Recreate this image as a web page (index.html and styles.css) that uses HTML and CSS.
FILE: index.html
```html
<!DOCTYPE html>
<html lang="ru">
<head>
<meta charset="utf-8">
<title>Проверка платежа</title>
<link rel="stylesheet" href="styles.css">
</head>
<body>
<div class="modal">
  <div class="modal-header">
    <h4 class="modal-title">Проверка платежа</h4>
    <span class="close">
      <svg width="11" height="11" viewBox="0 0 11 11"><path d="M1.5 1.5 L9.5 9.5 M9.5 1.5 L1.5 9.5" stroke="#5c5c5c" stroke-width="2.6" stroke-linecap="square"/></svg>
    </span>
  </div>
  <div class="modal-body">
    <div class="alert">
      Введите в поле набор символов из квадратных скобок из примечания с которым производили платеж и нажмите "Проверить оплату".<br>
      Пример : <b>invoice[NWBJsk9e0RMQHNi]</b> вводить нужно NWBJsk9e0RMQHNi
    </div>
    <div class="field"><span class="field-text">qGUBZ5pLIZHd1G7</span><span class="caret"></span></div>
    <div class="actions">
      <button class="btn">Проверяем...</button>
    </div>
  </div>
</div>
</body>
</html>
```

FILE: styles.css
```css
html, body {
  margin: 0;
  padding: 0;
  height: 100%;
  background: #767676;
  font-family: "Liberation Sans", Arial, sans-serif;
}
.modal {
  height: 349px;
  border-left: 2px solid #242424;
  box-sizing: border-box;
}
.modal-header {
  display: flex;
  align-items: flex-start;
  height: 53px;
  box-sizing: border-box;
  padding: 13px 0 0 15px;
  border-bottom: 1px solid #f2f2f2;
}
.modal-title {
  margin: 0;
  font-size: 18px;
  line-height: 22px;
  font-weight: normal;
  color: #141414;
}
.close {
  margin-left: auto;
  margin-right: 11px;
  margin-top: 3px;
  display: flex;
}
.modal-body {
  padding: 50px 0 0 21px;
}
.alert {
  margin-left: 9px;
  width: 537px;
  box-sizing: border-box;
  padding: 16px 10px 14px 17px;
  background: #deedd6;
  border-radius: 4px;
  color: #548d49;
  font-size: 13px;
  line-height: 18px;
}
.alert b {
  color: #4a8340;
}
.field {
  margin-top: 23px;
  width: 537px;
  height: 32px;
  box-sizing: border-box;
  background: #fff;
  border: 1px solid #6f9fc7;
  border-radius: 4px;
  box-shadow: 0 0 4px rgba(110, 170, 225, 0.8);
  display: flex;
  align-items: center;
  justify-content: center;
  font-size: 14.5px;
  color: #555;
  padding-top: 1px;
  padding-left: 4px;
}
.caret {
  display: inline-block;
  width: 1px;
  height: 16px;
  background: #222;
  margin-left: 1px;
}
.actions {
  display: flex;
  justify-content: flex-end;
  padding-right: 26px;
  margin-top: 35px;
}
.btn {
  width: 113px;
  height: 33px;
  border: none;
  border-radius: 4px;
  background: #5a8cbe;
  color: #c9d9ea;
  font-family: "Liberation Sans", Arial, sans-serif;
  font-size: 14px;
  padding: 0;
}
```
▬▬▬
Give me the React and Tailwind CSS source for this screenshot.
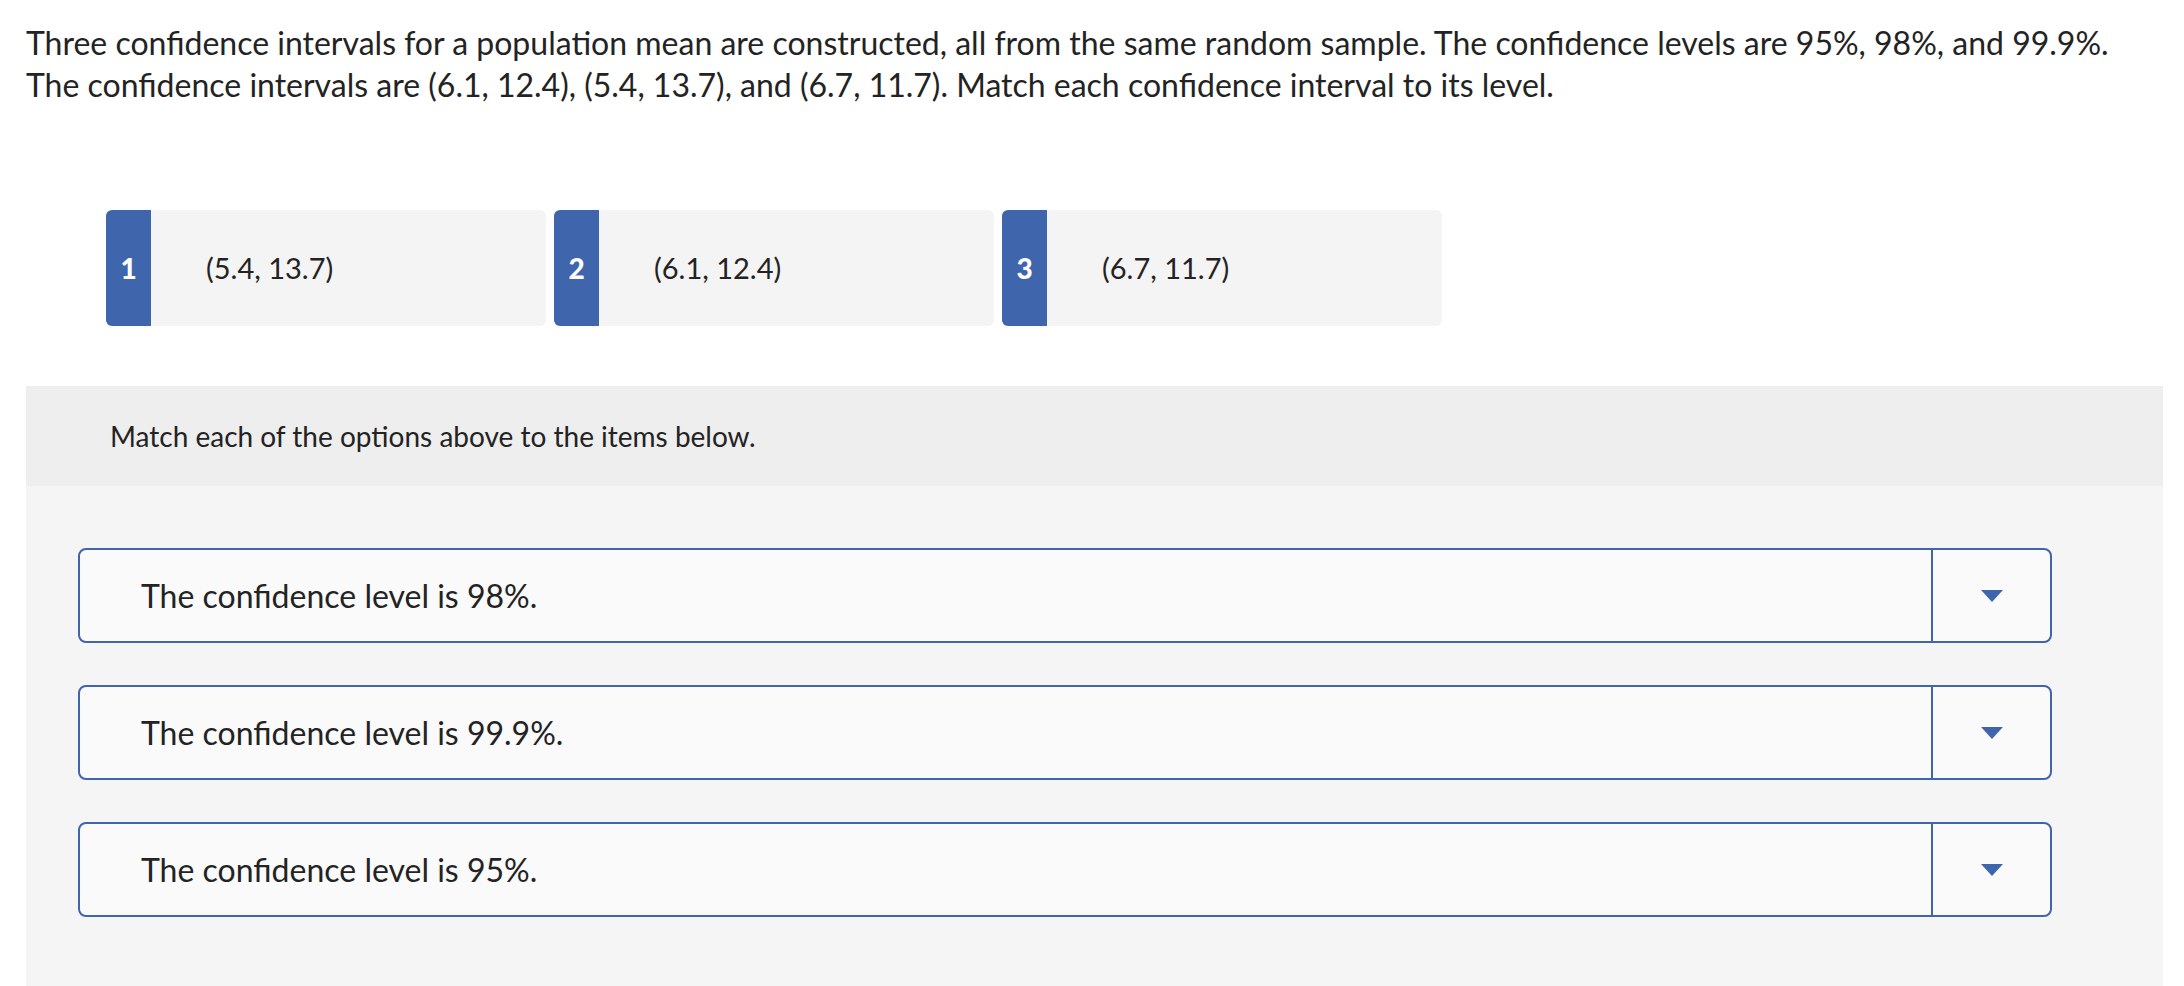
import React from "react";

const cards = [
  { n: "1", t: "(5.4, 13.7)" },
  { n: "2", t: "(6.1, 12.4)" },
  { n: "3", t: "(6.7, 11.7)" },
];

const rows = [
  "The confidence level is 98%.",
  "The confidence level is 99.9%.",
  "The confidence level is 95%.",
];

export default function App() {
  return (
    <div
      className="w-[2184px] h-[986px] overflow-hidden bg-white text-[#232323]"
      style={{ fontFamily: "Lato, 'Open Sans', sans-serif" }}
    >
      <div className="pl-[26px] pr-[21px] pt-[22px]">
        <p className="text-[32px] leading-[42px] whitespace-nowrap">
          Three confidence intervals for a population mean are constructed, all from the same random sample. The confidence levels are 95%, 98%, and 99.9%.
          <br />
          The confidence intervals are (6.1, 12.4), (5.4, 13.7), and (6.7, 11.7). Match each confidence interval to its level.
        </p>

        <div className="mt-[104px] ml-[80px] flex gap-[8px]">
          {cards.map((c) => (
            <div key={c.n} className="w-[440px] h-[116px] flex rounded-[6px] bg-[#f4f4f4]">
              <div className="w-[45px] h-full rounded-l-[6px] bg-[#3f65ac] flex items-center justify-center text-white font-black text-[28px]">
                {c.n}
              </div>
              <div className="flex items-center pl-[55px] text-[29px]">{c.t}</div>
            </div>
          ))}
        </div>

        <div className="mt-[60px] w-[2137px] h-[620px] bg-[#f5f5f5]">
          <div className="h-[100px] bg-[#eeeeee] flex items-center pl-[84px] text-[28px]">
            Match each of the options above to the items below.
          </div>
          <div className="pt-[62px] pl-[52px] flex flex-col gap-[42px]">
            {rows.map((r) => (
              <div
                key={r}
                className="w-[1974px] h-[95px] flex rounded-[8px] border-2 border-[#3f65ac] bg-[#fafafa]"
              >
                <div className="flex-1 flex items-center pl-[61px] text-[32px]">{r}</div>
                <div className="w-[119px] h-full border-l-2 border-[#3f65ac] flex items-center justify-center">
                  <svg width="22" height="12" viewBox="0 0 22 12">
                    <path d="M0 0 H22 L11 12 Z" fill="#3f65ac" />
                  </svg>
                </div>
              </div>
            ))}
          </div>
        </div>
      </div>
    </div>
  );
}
▬▬▬
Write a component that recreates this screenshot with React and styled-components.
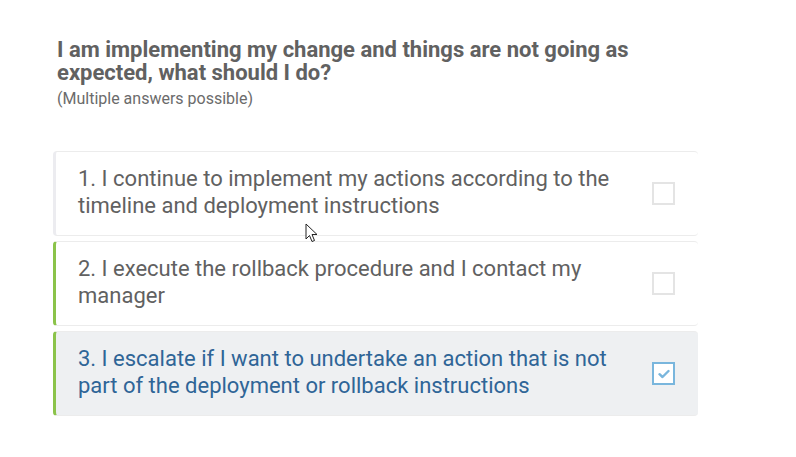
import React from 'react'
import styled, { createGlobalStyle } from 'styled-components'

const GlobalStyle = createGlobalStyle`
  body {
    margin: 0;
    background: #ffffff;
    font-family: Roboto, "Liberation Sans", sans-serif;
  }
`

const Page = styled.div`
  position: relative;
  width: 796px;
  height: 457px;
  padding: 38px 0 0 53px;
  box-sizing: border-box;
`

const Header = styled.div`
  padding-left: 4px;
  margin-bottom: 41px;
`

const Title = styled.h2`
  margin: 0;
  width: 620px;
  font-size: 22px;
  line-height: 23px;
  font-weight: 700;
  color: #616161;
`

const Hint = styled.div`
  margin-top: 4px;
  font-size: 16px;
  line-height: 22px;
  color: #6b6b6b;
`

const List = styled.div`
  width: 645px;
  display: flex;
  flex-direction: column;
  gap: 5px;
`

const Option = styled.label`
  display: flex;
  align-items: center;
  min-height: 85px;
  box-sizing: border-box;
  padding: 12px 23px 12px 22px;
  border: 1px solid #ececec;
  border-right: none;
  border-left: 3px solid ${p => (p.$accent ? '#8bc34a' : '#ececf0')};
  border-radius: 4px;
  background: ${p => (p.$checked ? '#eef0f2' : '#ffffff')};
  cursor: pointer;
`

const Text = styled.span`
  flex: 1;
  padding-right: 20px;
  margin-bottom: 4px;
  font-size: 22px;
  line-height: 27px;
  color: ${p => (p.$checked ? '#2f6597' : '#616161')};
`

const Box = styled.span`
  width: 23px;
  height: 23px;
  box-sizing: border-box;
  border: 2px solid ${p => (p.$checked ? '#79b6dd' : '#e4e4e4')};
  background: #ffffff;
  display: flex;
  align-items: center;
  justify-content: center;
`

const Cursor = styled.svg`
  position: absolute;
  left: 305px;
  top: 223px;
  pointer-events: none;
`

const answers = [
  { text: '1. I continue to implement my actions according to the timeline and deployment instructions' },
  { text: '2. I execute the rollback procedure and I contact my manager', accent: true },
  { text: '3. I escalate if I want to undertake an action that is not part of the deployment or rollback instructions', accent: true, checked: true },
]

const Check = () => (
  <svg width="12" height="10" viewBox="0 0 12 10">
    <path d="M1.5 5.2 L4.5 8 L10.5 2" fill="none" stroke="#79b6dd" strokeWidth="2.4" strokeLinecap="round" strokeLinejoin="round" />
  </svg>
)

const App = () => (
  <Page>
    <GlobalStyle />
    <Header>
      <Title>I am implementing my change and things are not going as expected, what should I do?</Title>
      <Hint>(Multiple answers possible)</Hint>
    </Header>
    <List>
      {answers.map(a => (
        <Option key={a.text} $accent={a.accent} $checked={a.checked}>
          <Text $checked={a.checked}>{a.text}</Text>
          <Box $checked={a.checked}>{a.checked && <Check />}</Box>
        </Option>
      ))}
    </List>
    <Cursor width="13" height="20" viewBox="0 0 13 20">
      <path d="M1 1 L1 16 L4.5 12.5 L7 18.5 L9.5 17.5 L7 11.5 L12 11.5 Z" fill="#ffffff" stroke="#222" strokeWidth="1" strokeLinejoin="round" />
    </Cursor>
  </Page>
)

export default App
▬▬▬
Goal:
Report how many lines of the records above contain the word "this", giving only the number.

Full response:
3